Data Management

Databases, Forests, and Stands

What’s on disk in MarkLogic? The answer is quite simple: databases, forests, and stands. A database is the maximum query unit within MarkLogic. A system can have multiple databases, and generally will, but each request executes against a particular database.

A database consists of one or more forests. A forest is a collection of documents (mostly compressed trees, thus the name), implemented as a physical directory on disk. Each forest holds a set of documents and all their indexes. A single machine may manage several forests.

Forests can be queried in parallel, so placing more forests on a multi-core server can help with concurrency. If the content is updated on a regular basis, each forest should ideally have two CPUs (or cores) per forest. That allows for concurrent operations, such as one core servicing merges while another core is servicing queries. For example, a dual processor/dual core machine should be able to host two forests with a maximum size of 256GB each, and a quad processor/dual core system should be able to host four forests with a maximum size of 256GB. In a clustered environment, you can have a set of servers, each managing their own set of forests, all unified into a single database.

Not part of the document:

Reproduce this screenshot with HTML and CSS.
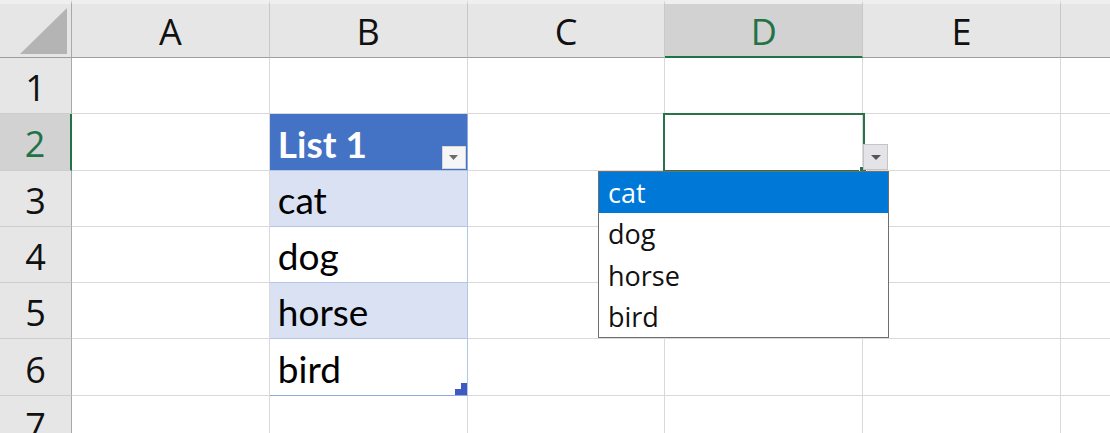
FILE: index.html
```html
<!DOCTYPE html>
<html>
<head>
<meta charset="utf-8">
<link rel="stylesheet" href="styles.css">
</head>
<body>
<div class="sheet">
  <div class="grid">
    <div class="hd corner"><svg class="tri" width="50" height="48" viewBox="0 0 50 48"><polygon points="48,1 48,47 1,47" fill="#b4b4b4"/></svg></div>
    <div class="hd col">A</div>
    <div class="hd col">B</div>
    <div class="hd col">C</div>
    <div class="hd col sel-col">D</div>
    <div class="hd col">E</div>
    <div class="hd col"></div>

    <div class="hd row">1</div>
    <div class="c"></div><div class="c"></div><div class="c"></div><div class="c"></div><div class="c"></div><div class="c"></div>

    <div class="hd row sel-row">2</div>
    <div class="c"></div>
    <div class="c t th">List 1<span class="filter"><svg width="9" height="5" viewBox="0 0 9 5"><polygon points="0,0 9,0 4.5,5" fill="#6d6d6d"/></svg></span></div>
    <div class="c"></div><div class="c"></div><div class="c"></div><div class="c"></div>

    <div class="hd row">3</div>
    <div class="c"></div><div class="c t band">cat</div><div class="c"></div><div class="c"></div><div class="c"></div><div class="c"></div>

    <div class="hd row">4</div>
    <div class="c"></div><div class="c t">dog</div><div class="c"></div><div class="c"></div><div class="c"></div><div class="c"></div>

    <div class="hd row">5</div>
    <div class="c"></div><div class="c t band">horse</div><div class="c"></div><div class="c"></div><div class="c"></div><div class="c"></div>

    <div class="hd row">6</div>
    <div class="c"></div><div class="c t last">bird<span class="handle"></span></div><div class="c"></div><div class="c"></div><div class="c"></div><div class="c"></div>

    <div class="hd row">7</div>
    <div class="c"></div><div class="c"></div><div class="c"></div><div class="c"></div><div class="c"></div><div class="c"></div>
  </div>

  <div class="selection"><span class="sel-handle"></span></div>
  <div class="dd-btn"><svg width="10" height="5" viewBox="0 0 10 5"><polygon points="0,0 10,0 5,5" fill="#555"/></svg></div>
  <ul class="dd-list">
    <li class="active">cat</li>
    <li>dog</li>
    <li>horse</li>
    <li>bird</li>
  </ul>
</div>
</body>
</html>
```

FILE: styles.css
```css
html, body {
  margin: 0;
  padding: 0;
  background: #ffffff;
  overflow: hidden;
}
.sheet {
  position: relative;
  width: 1110px;
  height: 433px;
  overflow: hidden;
}
.grid {
  display: grid;
  grid-template-columns: 72px repeat(6, 197.8px);
  grid-template-rows: 58px repeat(7, 56.3px);
}
.hd {
  box-sizing: border-box;
  background: #e6e6e6;
  font-family: "Open Sans", "Noto Sans", sans-serif;
  font-size: 36px;
  color: #111;
  display: flex;
  align-items: center;
  justify-content: center;
}
.corner {
  border-top: 4px solid #efefef;
  border-right: 1px solid #a9a9a9;
  border-bottom: 1px solid #9d9d9d;
  position: relative;
}
.corner .tri {
  position: absolute;
  right: 2px;
  bottom: 2px;
}
.col {
  border-top: 4px solid #efefef;
  border-right: 1px solid #c9c9c9;
  border-bottom: 1px solid #9d9d9d;
  padding-top: 2px;
}
.sel-col {
  background: #d2d2d2;
  color: #217346;
  border-bottom: 2px solid #217346;
}
.row {
  border-right: 1px solid #a9a9a9;
  border-bottom: 1px solid #cdcdcd;
  padding-top: 4px;
}
.sel-row {
  background: #d2d2d2;
  color: #217346;
  border-right: 2px solid #217346;
}
.c {
  box-sizing: border-box;
  border-right: 1px solid #d9d9d9;
  border-bottom: 1px solid #d9d9d9;
  font-family: "Lato", "Open Sans", sans-serif;
  font-size: 37px;
  color: #000;
  display: flex;
  align-items: flex-end;
  padding: 0 8px 6px 8px;
  line-height: 40px;
  position: relative;
}
.t {
  border-right: 1px solid #b4c6e7;
  border-bottom: 1px solid #b4c6e7;
}
.th {
  background: #4472c4;
  color: #ffffff;
  font-weight: 700;
  border-right-color: #8ea9db;
}
.band {
  background: #d9e1f2;
}
.last {
  border-bottom-color: #8ea9db;
}
.filter {
  position: absolute;
  right: 1px;
  bottom: 1px;
  width: 24px;
  height: 23px;
  box-sizing: border-box;
  background: #f6f6f6;
  border: 1px solid #d6d6d6;
  display: flex;
  align-items: center;
  justify-content: center;
}
.handle {
  position: absolute;
  right: 0;
  bottom: 0;
  width: 12px;
  height: 12px;
  background: linear-gradient(#3f5bbf, #3f5bbf) right top / 6px 6px no-repeat,
              linear-gradient(#3f5bbf, #3f5bbf) left bottom / 12px 6px no-repeat;
}
.selection {
  position: absolute;
  left: 663px;
  top: 113px;
  width: 202px;
  height: 59px;
  box-sizing: border-box;
  border: 2px solid #2a7248;
}
.sel-handle {
  position: absolute;
  right: -4px;
  bottom: -4px;
  width: 6px;
  height: 6px;
  background: #2a7248;
  border: 1px solid #fff;
}
.dd-btn {
  position: absolute;
  left: 863px;
  top: 144px;
  width: 25px;
  height: 26px;
  box-sizing: border-box;
  background: #e4e4e8;
  border: 1px solid #c4c4c4;
  display: flex;
  align-items: center;
  justify-content: center;
}
.dd-list {
  position: absolute;
  left: 598px;
  top: 171px;
  width: 291px;
  margin: 0;
  padding: 0;
  list-style: none;
  box-sizing: border-box;
  background: #ffffff;
  border: 1px solid #6f6f6f;
  font-family: "Open Sans", "Noto Sans", sans-serif;
  font-size: 27px;
  color: #111;
}
.dd-list li {
  height: 41.3px;
  line-height: 41.3px;
  padding-left: 9px;
}
.dd-list li.active {
  background: #0078d7;
  color: #ffffff;
}
```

Each forest holds zero or more stands. A stand (like a stand of trees) holds a subset of the forest data and exists as a physical subdirectory under the forest directory. It contains a set of compressed binary files with names like TreeData, IndexData, Frequencies, Qualities, and such. This is where the actual compressed data (in TreeData) and indexes (in IndexData) can be found.

A forest might contain a single stand, but it’s more common to have multiple stands because stands help MarkLogic ingest data.

Document CRUD

The main operations MarkLogic supports can be described as document CRUD. Yep, that’s Create, Read, Update, and Delete. We use the term Insert (or sometimes ingest) instead of Create, but that doesn’t keep us from saying CRUD for fun.

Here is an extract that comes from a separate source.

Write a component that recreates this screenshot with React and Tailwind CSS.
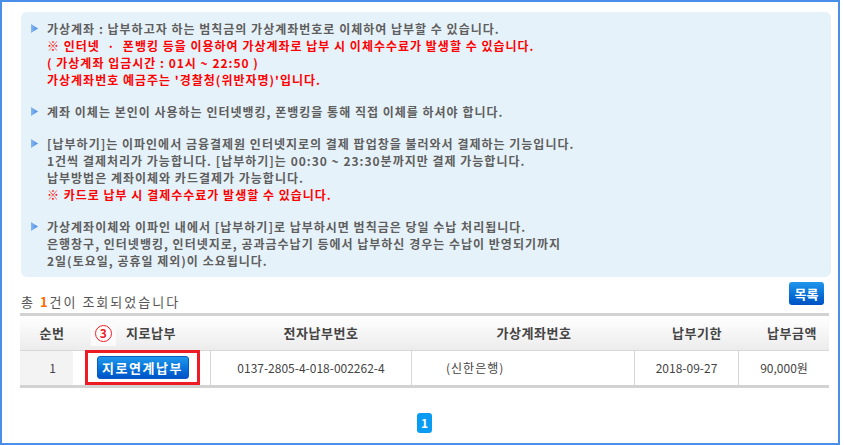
import React from "react";

function Bullet() {
  return (
    <svg width="7" height="9" viewBox="0 0 7 9" className="mt-[4px] shrink-0">
      <defs>
        <linearGradient id="bg" x1="0" x2="1" y1="0" y2="0">
          <stop offset="0" stopColor="#8ab8f0" />
          <stop offset="1" stopColor="#3f8be6" />
        </linearGradient>
      </defs>
      <polygon points="0,0 7,4.5 0,9" fill="url(#bg)" />
    </svg>
  );
}

function Item({ children, first }) {
  return (
    <div className={"flex gap-[9px] " + (first ? "" : "mt-[15px]")}>
      <Bullet />
      <div>{children}</div>
    </div>
  );
}

const Red = ({ children }) => <div className="text-[#ff0000]">{children}</div>;

export default function App() {
  return (
    <div className="w-[840px] h-[445px] border-2 border-[#4a8fe7] bg-white font-['Noto_Sans_CJK_KR','Noto_Sans',sans-serif]">
      <div className="ml-[19px] mt-[10px] w-[810px] h-[265px] rounded-[6px] bg-[#e6f2f9] pl-[10px] pt-[8px] text-[12px] leading-[17px] tracking-[1px] font-bold text-[#5e5e5e]">
        <Item first>
          <div>가상계좌 : 납부하고자 하는 범칙금의 가상계좌번호로 이체하여 납부할 수 있습니다.</div>
          <Red>※ 인터넷 &nbsp;·&nbsp; 폰뱅킹 등을 이용하여 가상계좌로 납부 시 이체수수료가 발생할 수 있습니다.</Red>
          <Red>( 가상계좌 입금시간 : 01시 ~ 22:50 )</Red>
          <Red>가상계좌번호 예금주는 '경찰청(위반자명)'입니다.</Red>
        </Item>
        <Item>
          <div>계좌 이체는 본인이 사용하는 인터넷뱅킹, 폰뱅킹을 통해 직접 이체를 하셔야 합니다.</div>
        </Item>
        <Item>
          <div>[납부하기]는 이파인에서 금융결제원 인터넷지로의 결제 팝업창을 불러와서 결제하는 기능입니다.</div>
          <div>1건씩 결제처리가 가능합니다. [납부하기]는 00:30 ~ 23:30분까지만 결제 가능합니다.</div>
          <div>납부방법은 계좌이체와 카드결제가 가능합니다.</div>
          <Red>※ 카드로 납부 시 결제수수료가 발생할 수 있습니다.</Red>
        </Item>
        <Item>
          <div>가상계좌이체와 이파인 내에서 [납부하기]로 납부하시면 범칙금은 당일 수납 처리됩니다.</div>
          <div>은행창구, 인터넷뱅킹, 인터넷지로, 공과금수납기 등에서 납부하신 경우는 수납이 반영되기까지</div>
          <div>2일(토요일, 공휴일 제외)이 소요됩니다.</div>
        </Item>
      </div>

      <div className="ml-[18px] w-[809px] h-[36px] pt-[5px] flex justify-between">
        <div className="self-end mb-[3px] ml-[1px] text-[13px] leading-[16px] tracking-[2px] text-[#555]">
          총 <span className="font-bold text-[#ff6a00]">1</span>건이 조회되었습니다
        </div>
        <div className="mr-[5px] w-[35px] h-[23px] rounded-[3px] bg-gradient-to-b from-[#2096ec] to-[#0050c4] text-white text-[13px] font-bold flex items-center justify-center">
          목록
        </div>
      </div>

      <div className="ml-[18px] w-[809px] border-t-[3px] border-b-[3px] border-[#d2d2d2]">
        <div className="flex h-[35px] border-b border-[#d8d8d8] bg-gradient-to-b from-[#ffffff] to-[#ececec] text-[13px] tracking-[0.5px] font-bold text-[#444]">
          <div className="w-[64px] flex items-center justify-center">순번</div>
          <div className="w-[129px] flex items-center pl-[7px]">
            <div className="w-[25px] h-[25px] bg-[#fbfbfb] flex items-center justify-center">
              <span className="w-[17px] h-[17px] rounded-full border-[1.5px] border-[#ee1c24] bg-white text-[#ee1c24] text-[12px] leading-none font-bold flex items-center justify-center">3</span>
            </div>
            <span className="ml-[10px]">지로납부</span>
          </div>
          <div className="w-[216px] flex items-center justify-center">전자납부번호</div>
          <div className="w-[210px] flex items-center justify-center">가상계좌번호</div>
          <div className="w-[116px] flex items-center justify-center">납부기한</div>
          <div className="w-[74px] flex items-center justify-center">납부금액</div>
        </div>
        <div className="flex h-[34px] text-[12px] text-[#444]">
          <div className="w-[65px] flex items-center justify-center bg-[linear-gradient(to_right,#f3f3f3_53px,#ffffff_53px)]">1</div>
          <div className="w-[125px]">
            <div className="-mt-[1px] w-[115px] h-[35px] border-[3px] border-[#ed1c24] flex items-center justify-center">
              <div className="w-[92px] h-[23px] rounded-[3px] border border-[#0a5cc0] bg-gradient-to-b from-[#2198ec] to-[#0052c8] text-white text-[13px] font-bold tracking-[1.5px] flex items-center justify-center">
                지로연계납부
              </div>
            </div>
          </div>
          <div className="w-[201px] border-l border-[#d6d6d6] flex items-center justify-center">0137-2805-4-018-002262-4</div>
          <div className="w-[223px] border-l border-[#d6d6d6] flex items-center pl-[34px] tracking-[1px]">(신한은행)</div>
          <div className="w-[104px] border-l border-[#d6d6d6] flex items-center justify-center">2018-09-27</div>
          <div className="w-[91px] border-l border-[#d6d6d6] flex items-center justify-center">90,000원</div>
        </div>
      </div>

      <div className="mt-[25px] ml-[415px] w-[15px] h-[20px] rounded-[3px] bg-[#0a9cf2] text-white text-[12px] font-bold flex items-center justify-center">
        1
      </div>
    </div>
  );
}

To understand how MarkLogic manages data inside Forests, we need to see how each of these operations work.

Inserts

Let’s start with an empty database having a single forest that (because it has no documents) has no stands. At some point a new document is inserted into MarkLogic. MarkLogic puts this document in an in-memory stand and writes the action to an on-disk journal to maintain transactional integrity in case of system failure.

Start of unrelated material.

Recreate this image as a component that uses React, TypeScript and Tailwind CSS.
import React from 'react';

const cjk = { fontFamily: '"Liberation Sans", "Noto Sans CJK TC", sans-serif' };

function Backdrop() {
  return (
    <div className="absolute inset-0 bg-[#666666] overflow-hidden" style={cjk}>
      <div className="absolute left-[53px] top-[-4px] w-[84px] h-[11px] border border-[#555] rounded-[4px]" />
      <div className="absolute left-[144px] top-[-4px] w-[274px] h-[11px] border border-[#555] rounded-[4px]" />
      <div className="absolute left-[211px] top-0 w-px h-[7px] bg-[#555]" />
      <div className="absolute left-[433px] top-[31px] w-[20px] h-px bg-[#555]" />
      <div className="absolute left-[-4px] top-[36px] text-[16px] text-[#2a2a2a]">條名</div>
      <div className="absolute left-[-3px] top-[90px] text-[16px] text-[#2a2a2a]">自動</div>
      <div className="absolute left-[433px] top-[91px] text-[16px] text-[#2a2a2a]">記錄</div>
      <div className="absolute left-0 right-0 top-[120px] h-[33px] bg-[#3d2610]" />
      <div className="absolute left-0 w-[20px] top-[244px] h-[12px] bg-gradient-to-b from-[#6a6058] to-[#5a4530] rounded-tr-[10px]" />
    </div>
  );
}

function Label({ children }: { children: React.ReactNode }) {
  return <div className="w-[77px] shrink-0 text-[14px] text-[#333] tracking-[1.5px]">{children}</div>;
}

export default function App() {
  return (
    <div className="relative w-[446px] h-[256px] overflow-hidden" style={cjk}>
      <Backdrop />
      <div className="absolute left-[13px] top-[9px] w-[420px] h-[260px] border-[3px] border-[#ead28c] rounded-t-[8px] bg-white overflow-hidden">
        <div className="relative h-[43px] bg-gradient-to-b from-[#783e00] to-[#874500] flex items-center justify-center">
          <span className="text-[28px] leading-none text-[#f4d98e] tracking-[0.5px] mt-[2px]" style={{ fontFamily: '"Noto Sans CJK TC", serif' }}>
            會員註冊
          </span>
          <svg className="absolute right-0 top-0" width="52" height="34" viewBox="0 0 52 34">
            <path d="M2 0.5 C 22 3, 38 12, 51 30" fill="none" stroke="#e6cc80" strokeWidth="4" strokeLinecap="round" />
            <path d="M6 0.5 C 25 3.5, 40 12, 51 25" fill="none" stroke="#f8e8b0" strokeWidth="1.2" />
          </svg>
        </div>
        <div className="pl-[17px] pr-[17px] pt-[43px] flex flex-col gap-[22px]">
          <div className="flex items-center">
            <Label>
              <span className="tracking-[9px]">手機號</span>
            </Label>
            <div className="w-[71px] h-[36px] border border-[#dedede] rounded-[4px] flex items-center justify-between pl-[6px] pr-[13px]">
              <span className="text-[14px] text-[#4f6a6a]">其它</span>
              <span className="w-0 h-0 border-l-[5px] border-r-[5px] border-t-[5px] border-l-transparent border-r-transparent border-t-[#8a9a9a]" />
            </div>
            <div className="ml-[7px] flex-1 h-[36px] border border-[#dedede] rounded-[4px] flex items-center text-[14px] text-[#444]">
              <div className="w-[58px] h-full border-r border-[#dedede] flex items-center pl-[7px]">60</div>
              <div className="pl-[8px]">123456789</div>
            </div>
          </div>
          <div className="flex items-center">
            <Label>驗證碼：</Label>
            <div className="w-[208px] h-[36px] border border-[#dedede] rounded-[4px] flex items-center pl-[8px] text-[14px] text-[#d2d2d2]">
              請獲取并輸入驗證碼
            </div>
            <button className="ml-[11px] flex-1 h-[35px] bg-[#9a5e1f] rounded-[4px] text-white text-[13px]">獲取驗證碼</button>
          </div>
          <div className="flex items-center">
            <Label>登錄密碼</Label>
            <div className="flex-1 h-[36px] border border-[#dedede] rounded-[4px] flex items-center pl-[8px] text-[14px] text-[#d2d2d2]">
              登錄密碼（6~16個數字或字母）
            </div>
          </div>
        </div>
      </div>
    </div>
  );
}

As new documents are inserted, the same happens to them; they’re placed in the in-memory stand. A read request at this point will see all the data on disk (technically nothing yet) as well as everything in the in-memory stand (our small set of documents). The read request won’t be able to tell where the data is, but will see the full view of data loaded at this point in time.

After enough documents are inserted, the in-memory stand will fill up and be flushed to disk, written out as an on-disk stand. Each new stand gets its own subdirectory under the forest directory, with names that are monotonically-increasing hexadecimal numbers. The first stand gets the lovely name 00000000. That on-disk stand contains all the data and indexes for the documents loaded thus far. It’s written from the in-memory stand out to disk as a sequential write for maximum efficiency. Once it’s written, the in-memory stand’s allocated memory is freed.

As more documents are inserted, they go into a new in-memory stand. At some point this in-memory stand fills up as well, and the in-memory stand gets written as a new on-disk stand, probably named 00000001 and about the same size as the first. Sometimes under heavy load you have two in-memory stands at once, when the first stand is still writing to disk as a new stand is created for additional documents. At all times an incoming request can see all the data across all the stands.

The mechanism continues with in-memory stands filling up and writing to on-disk stands. As the total number of on-disk stands grows, an efficiency issue threatens to emerge. To read an index, MarkLogic must read the index data from each individual stand and unify the results. To keep the number of stands to a manageable level where that unification isn’t a performance concern, MarkLogic runs merges in the background.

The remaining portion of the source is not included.